Lately, I have seriously pondered what the great Martin Luther King Jr. would have said or thought about “buffer zone laws.”
The New Hampshire House and Senate have passed such legislation, and Governor Maggie Hassan may sign it in to law.
I truly hungered for how Dr. King would have responded to such arrogance, desperation, and strong arming by our lawmakers as they rushed to create unjust restrictions and oppress my Constitutional rights to (speak and assemble) be on a public sidewalk, and to speak freely to those who will listen about alternative choices to health care decisions.
The law has trampled, restricted, denigrated and mocked my Constitutional rights all in one fell swoop. Senate Bill 319 makes New Hampshire the 17th state to literally block access of a public sidewalk to the public at facilities that offer abortions.
From 1955 until his death in 1968, Dr. Martin Luther King Jr. was the dominant leader of the US civil rights movement. The Rev. Dr. King believed that nonviolent protest was the most effective weapon against a racist and unjust society.
I have often wondered what would have happened had they put up a buffer zone in Birmingham, or Albany, or at the March on Washington for jobs and freedom. I was quickly hearkened back and shown that the buffer zones in King’s time did exist, consisting of arrests and detainment of Dr. King over long periods of time, hoping to squash the efforts of those who joined him.
I was reminded in reading Dr. King’s 1963 letter from a Birmingham jail, that King encountered many segregation policies and unjust laws in his quest for the truth. He answered some of his many critics. He reminded them, “In any nonviolent campaign there are four basic steps: collection of the facts to determine whether injustices exist; negotiation; self purification; and direct action. We have gone through all these steps in Birmingham.” Dr. King pointed to history to remind us what happens when laws are twisted to protect only some of the people most of the time, and to further explain his stance in Birmingham, saying: “Never forget that everything Hitler did in Germany was legal.” And “We have waited for more than 340 years for our constitutional and God given rights.”
It was, after all, a Supreme Court ruling, which made it the “law of the land” that our Afro-American brothers and sisters were non-persons, and therefore, not entitled to the freedoms which emancipated the rest of society; specifically, Life, Liberty and the Pursuit of Happiness.
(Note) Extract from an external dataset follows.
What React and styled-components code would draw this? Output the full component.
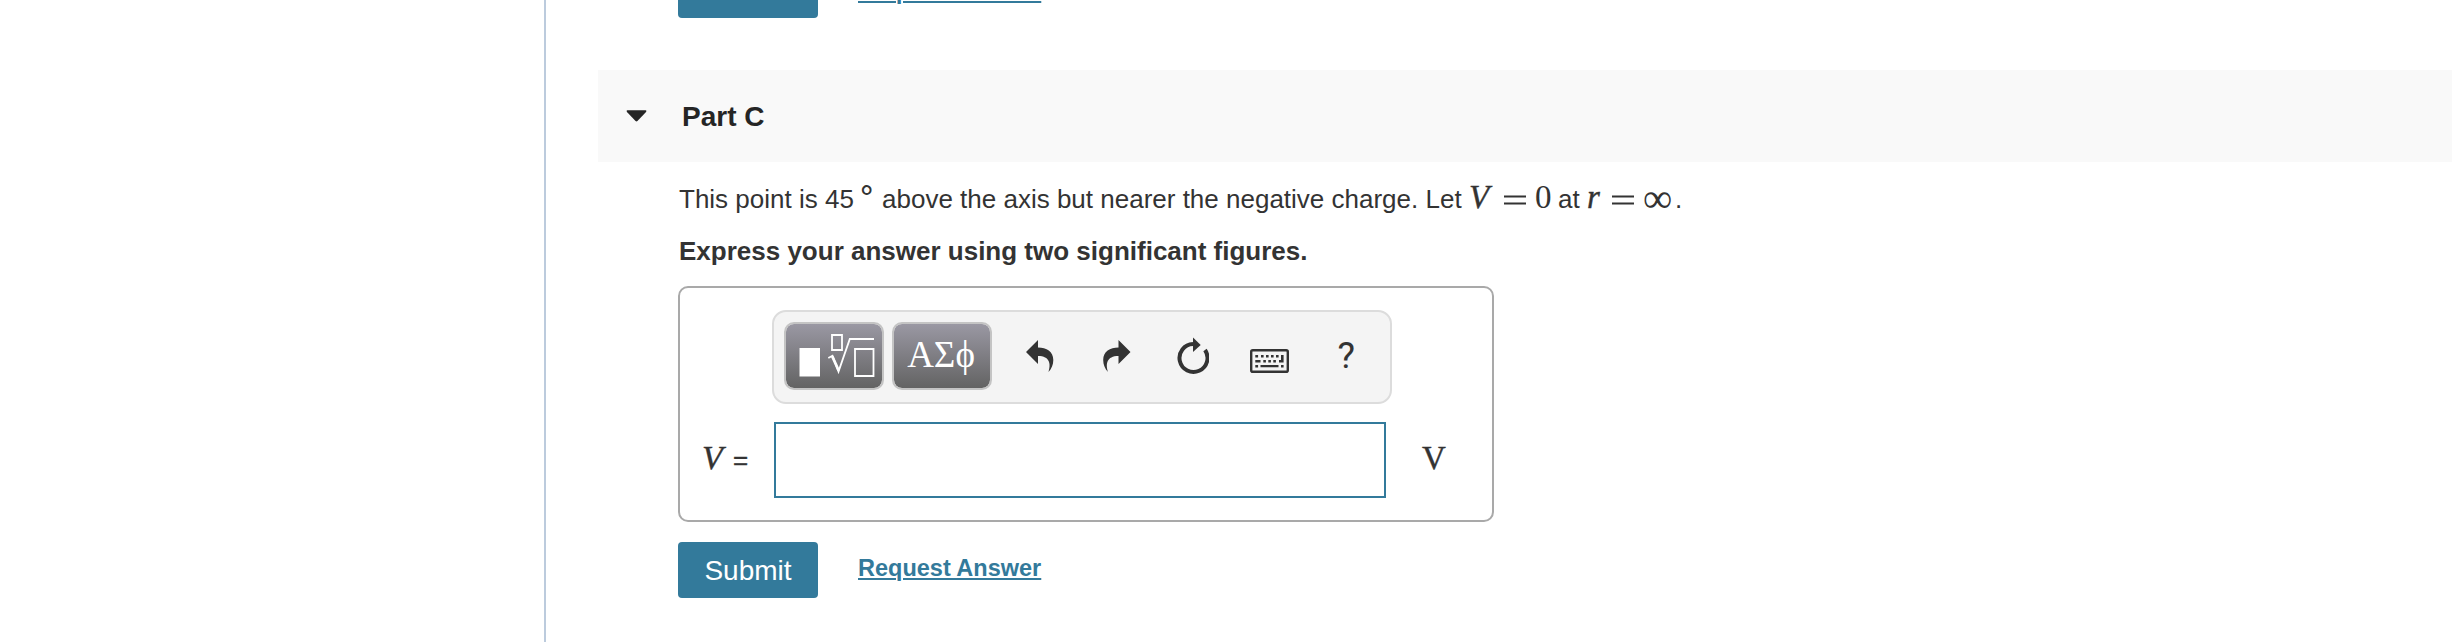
import styled, { createGlobalStyle } from "styled-components";

export default function App() {
    return (
        <>
            <GlobalStyle />
            <Page>
                <Sidebar />
                <Content>
                    <PreviousActions>
                        <Actions $linkGap={2} />
                    </PreviousActions>
                    <PartHeader>
                        <Caret viewBox="0 0 22 12">
                            <path d="M1.4 0h19.2q1.4.4.4 1.8L12 11.2q-1 1-2 0L1 1.8Q0 .4 1.4 0z" />
                        </Caret>
                        <PartTitle>Part C</PartTitle>
                    </PartHeader>
                    <PartBody>
                        <Question />
                        <Instructions>Express your answer using two significant figures.</Instructions>
                        <AnswerBox>
                            <Toolbar />
                            <AnswerRow>
                                <AnswerLabel>
                                    <Variable>V</Variable>
                                    <Equals>=</Equals>
                                </AnswerLabel>
                                <AnswerInput aria-label="V" />
                                <Unit>V</Unit>
                            </AnswerRow>
                        </AnswerBox>
                        <Actions $linkGap={-5} />
                    </PartBody>
                </Content>
            </Page>
        </>
    );
}

function Actions({ $linkGap }) {
    return (
        <ActionRow>
            <SubmitButton>Submit</SubmitButton>
            <RequestLink href="#answer" $gap={$linkGap}>Request Answer</RequestLink>
        </ActionRow>
    );
}

function Question() {
    return (
        <QuestionLine>
            <Words $width={178}>This point is 45</Words>
            <MathTerm $width={25} $size={31}><Shifted $by={8}>∘</Shifted></MathTerm>
            <Words $width={587}>above the axis but nearer the negative charge. Let</Words>
            <MathTerm $width={35} $italic>V</MathTerm>
            <MathEquals />
            <MathTerm $width={23}>0</MathTerm>
            <Words $width={29}>at</Words>
            <MathTerm $width={25} $italic>r</MathTerm>
            <MathEquals />
            <MathTerm $width={32} $size={41}><Shifted $by={-4}>∞</Shifted></MathTerm>
            <Words>.</Words>
        </QuestionLine>
    );
}

function MathEquals() {
    return (
        <EqualsIcon viewBox="0 0 22 13">
            <path d="M0 1.5h22M0 8.5h22" />
        </EqualsIcon>
    );
}

function Toolbar() {
    return (
        <ToolbarPanel>
            <PaletteButton aria-label="Templates">
                <svg width="96" height="64" viewBox="0 0 96 64" fill="none" stroke="#fff" strokeWidth="1.8">
                    <path d="M13.5 24H34v28.5H13.5z" fill="#fff" stroke="none" />
                    <path d="M46 11h10v15H46zM69 25h18.5v27H69z" />
                    <path d="M42.3 34l4.2-2.2 6 15.7L63.8 15H88" />
                    <path d="M46.3 32.5l6.4 14" strokeWidth="2.8" />
                </svg>
            </PaletteButton>
            <PaletteButton>
                <GreekLabel>ΑΣϕ</GreekLabel>
            </PaletteButton>
            <IconGroup>
                <IconButton aria-label="Undo">
                    <svg width="28" height="32" viewBox="0 0 28 32">
                        <path d="M0 12L12 0v7.5C20.5 7.5 27.3 11.5 27.3 20c0 4.8-1.8 8.8-4.8 12C25 24 24 16 12 16v8z" />
                    </svg>
                </IconButton>
                <IconButton aria-label="Redo">
                    <svg width="28" height="32" viewBox="0 0 28 32">
                        <path d="M27.5 12l-12-12v7.5C7 7.5.2 11.5.2 20c0 4.8 1.8 8.8 4.8 12C2.5 24 3.5 16 15.5 16v8z" />
                    </svg>
                </IconButton>
                <IconButton aria-label="Reset">
                    <svg width="32" height="38" viewBox="0 0 32 38">
                        <path d="M16 7A14 14 0 1 0 28 13" fill="none" stroke="#333" strokeWidth="4" />
                        <path d="M16 .5L23.7 8 16 15z" />
                    </svg>
                </IconButton>
                <IconButton aria-label="Keyboard shortcuts">
                    <KeyboardIcon viewBox="0 0 39 24">
                        <rect x="1.2" y="1.2" width="36.6" height="21.6" rx="1.6" fill="none" stroke="#333" strokeWidth="2.4" />
                        <path d="M5.3 6h2.8v2.5H5.3zM11 6h2.6v2.5H11zM16 6h2.6v2.5H16zM21 6h2.6v2.5H21zM26 6h2.6v2.5H26z" />
                        <path d="M31 6h2.6v7.6H29V11h2zM5.3 11h5.2v2.5H5.3zM13.3 11h2.6v2.5h-2.6zM18.3 11h2.6v2.5h-2.6zM23.3 11h2.6v2.5h-2.6z" />
                        <path d="M5.3 16h2.8v2.5H5.3zM10.5 16h18v2.3h-18zM31 16h2.6v2.5H31z" />
                    </KeyboardIcon>
                </IconButton>
                <IconButton aria-label="Help">
                    <HelpMark>?</HelpMark>
                </IconButton>
            </IconGroup>
        </ToolbarPanel>
    );
}

const GlobalStyle = createGlobalStyle`
    * {
        box-sizing: border-box;
    }

    body {
        margin: 0;
        overflow: hidden;
        background: #fff;
        color: #333;
        font-family: "Liberation Sans", Arial, sans-serif;
    }

    button {
        font-family: inherit;
        padding: 0;
        border: 0;
        cursor: pointer;
    }
`;

const Page = styled.div`
    display: flex;
    height: 642px;
    overflow: hidden;
`;

const Sidebar = styled.aside`
    flex: none;
    width: 546px;
    border-right: 2px solid #bccbdd;
`;

const Content = styled.main`
    flex: 1;
    padding-left: 52px;
`;

const PreviousActions = styled.div`
    margin-top: -38px;
    padding-left: 80px;
    height: 108px;
`;

const PartHeader = styled.header`
    display: flex;
    align-items: center;
    height: 92px;
    padding-left: 28px;
    background: #f9f9f9;
`;

const Caret = styled.svg`
    width: 21px;
    height: 12px;
    fill: #252525;
`;

const PartTitle = styled.h2`
    margin: 1px 0 0 35px;
    color: #252525;
    font-size: 28px;
    line-height: 32px;
`;

const PartBody = styled.section`
    padding: 17px 0 0 80px;
`;

const QuestionLine = styled.p`
    display: flex;
    align-items: baseline;
    margin: 0;
    padding-left: 1px;
    height: 56px;
    font-size: 26px;
    line-height: 40px;
    white-space: nowrap;
`;

const Words = styled.span`
    flex: none;
    width: ${({ $width }) => ($width ? `${$width}px` : "auto")};
`;

const MathTerm = styled.span`
    flex: none;
    width: ${({ $width }) => $width}px;
    font-family: "Liberation Serif", "Times New Roman", serif;
    font-size: ${({ $size }) => $size || 33}px;
    font-style: ${({ $italic }) => ($italic ? "italic" : "normal")};
    line-height: 30px;
    -webkit-text-stroke: ${({ $italic }) => ($italic ? "0.4px" : "0")};
`;

const Shifted = styled.span`
    line-height: 0;
    vertical-align: ${({ $by }) => $by}px;
`;

const EqualsIcon = styled.svg`
    flex: none;
    width: 22px;
    height: 13px;
    margin-right: 9px;
    stroke: #333;
    stroke-width: 1.8;
`;

const Instructions = styled.p`
    margin: 0;
    padding-left: 1px;
    height: 51px;
    font-size: 26px;
    font-weight: bold;
    line-height: 32px;
`;

const AnswerBox = styled.div`
    width: 816px;
    height: 236px;
    padding: 22px 0 0 22px;
    border: 2px solid #a9a9a9;
    border-radius: 10px;
    margin-bottom: 20px;
`;

const ToolbarPanel = styled.div`
    display: flex;
    align-items: center;
    width: 620px;
    height: 94px;
    margin-left: 70px;
    padding: 0 0 2px 10px;
    border: 2px solid #dcdcdc;
    border-radius: 14px;
    background: #f4f4f4;
`;

const PaletteButton = styled.button`
    width: 100px;
    height: 68px;
    margin-right: 8px;
    border: 2px solid #c4c4c4;
    border-radius: 10px;
    background: linear-gradient(#9a98a3, #636363) padding-box;
    color: #fff;

    svg {
        display: block;
    }
`;

const GreekLabel = styled.span`
    display: block;
    padding: 0 2px 3px 0;
    font-family: "Liberation Serif", serif;
    font-size: 37px;
    line-height: 60px;
`;

const IconGroup = styled.div`
    display: flex;
    margin-left: 2px;
`;

const IconButton = styled.button`
    display: flex;
    align-items: center;
    justify-content: center;
    width: 76.5px;
    height: 68px;
    background: none;
    fill: #333;
    color: #333;
`;

const KeyboardIcon = styled.svg`
    width: 39px;
    height: 24px;
    margin-top: 10px;
`;

const HelpMark = styled.span`
    font-family: Roboto, sans-serif;
    font-size: 37px;
    line-height: 40px;
`;

const AnswerRow = styled.div`
    display: flex;
    align-items: center;
    margin-top: 18px;
`;

const AnswerLabel = styled.label`
    display: flex;
    align-items: baseline;
    width: 72px;
    padding-bottom: 4px;
`;

const Variable = styled.span`
    width: 31px;
    font-family: "Liberation Serif", serif;
    font-size: 34px;
    font-style: italic;
    line-height: 40px;
    -webkit-text-stroke: 0.4px;
`;

const Equals = styled.span`
    font-size: 26px;
    -webkit-text-stroke: 0.4px;
`;

const AnswerInput = styled.input`
    width: 612px;
    height: 76px;
    border: 2px solid #337a9b;
    border-radius: 0;
    outline: none;
    background: #fff;
    font-size: 26px;
`;

const Unit = styled.span`
    margin-left: 36px;
    padding-bottom: 4px;
    font-family: "Liberation Serif", serif;
    font-size: 33px;
    line-height: 40px;
    -webkit-text-stroke: 0.4px;
`;

const ActionRow = styled.div`
    display: flex;
    align-items: center;
    height: 56px;
`;

const SubmitButton = styled.button`
    width: 140px;
    height: 56px;
    padding-top: 2px;
    border-radius: 4px;
    background: #337a9b;
    color: #fff;
    font-size: 28px;
`;

const RequestLink = styled.a`
    margin: ${({ $gap }) => $gap}px 0 0 40px;
    color: #337a9b;
    font-size: 23.5px;
    font-weight: bold;
    line-height: 30px;
    text-decoration: underline;
    text-decoration-thickness: 2px;
    text-underline-offset: 2px;
`;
They were reduced to “property”.
Since 1973, when the US Supreme Court first declared preborn babies were non-persons and therefore not afforded Constitutional protection, individuals like myself have led nonviolent protests, marches and vigils trying raise the conscience of a society who has bought into the lie that women can better control their bodies only by killing their preborn babies. We are on the public sidewalks outside the abortion clinics. We reach out to women who believe abortion is their only answer, offer them other real choices.
These clinics are defined simply as doctor’s offices in New Hampshire. They need no special license, no special designation, no emergency personnel, not even an on-the-premise New Hampshire doctor, who has privilege to practice at a local hospital should there be complications. By their own fruits and the numerous testimonies offered by their victims, we affirm that the pro-choice “keeping abortion safe and legal” slogan is a blatant lie.
By their own fruits and the numerous testimonies offered by their victims, we affirm that the pro-choice “keeping abortion safe and legal” slogan is a blatant lie.
We have convinced a number of mothers to choose to keep their babies. We have offered them real help. That, of course, takes business away from the clinic.
What other business gets to have a 25-foot protective bubble around their building, and going on to the public sidewalk? A bubble that prevents taxpaying, law-abiding citizens from walking and talking and praying?
Even polling places, where people go to vote don’t have such a restrictive policy.
King experienced firsthand similar tactics, and said, “Law and order exist for the purpose of establishing justice and when they fail in this purpose they become the dangerously structured dams that block the flow of social progress.” He cited St. Augustine, saying that “an unjust law is no law at all!”
God forbid there should be real choices afforded to women in their healthcare. It seems to me that the only choice they want to protect is the one that kills the babies.
Dr. King tells us that “our lives begin to end the day we become silent about things that matter.” The buffer zone will not silence me or anyone else. Like the jail sentences experienced by King, it puts a little kink in our efforts, but it is not just and must be challenged.
Dr. King goes on to remind me that “Property is intended to serve life, and no matter how much we surround it with rights and respect, it has no personal being. It is part of the earth man walks on. It is not man.”
The public sidewalk is public! I have a right to walk on it and talk on it and pray while I am walking there. I know we are not welcomed there, but that is not the issue at hand. King eloquently points out to all:
“We who in engage in nonviolent direct action are not the creators of tension. We merely bring to the surface the hidden tension that is already alive.”
Thank you Dr. Martin Luther King, Jr. You helped me understand that we must always continue to pursue justice in the face of oppression because to be silent is to cooperate in the injustice and oppression placed upon our fellow human beings. I now know exactly what your thoughts would have been about buffer zone laws, Dr. King. I am glad I asked.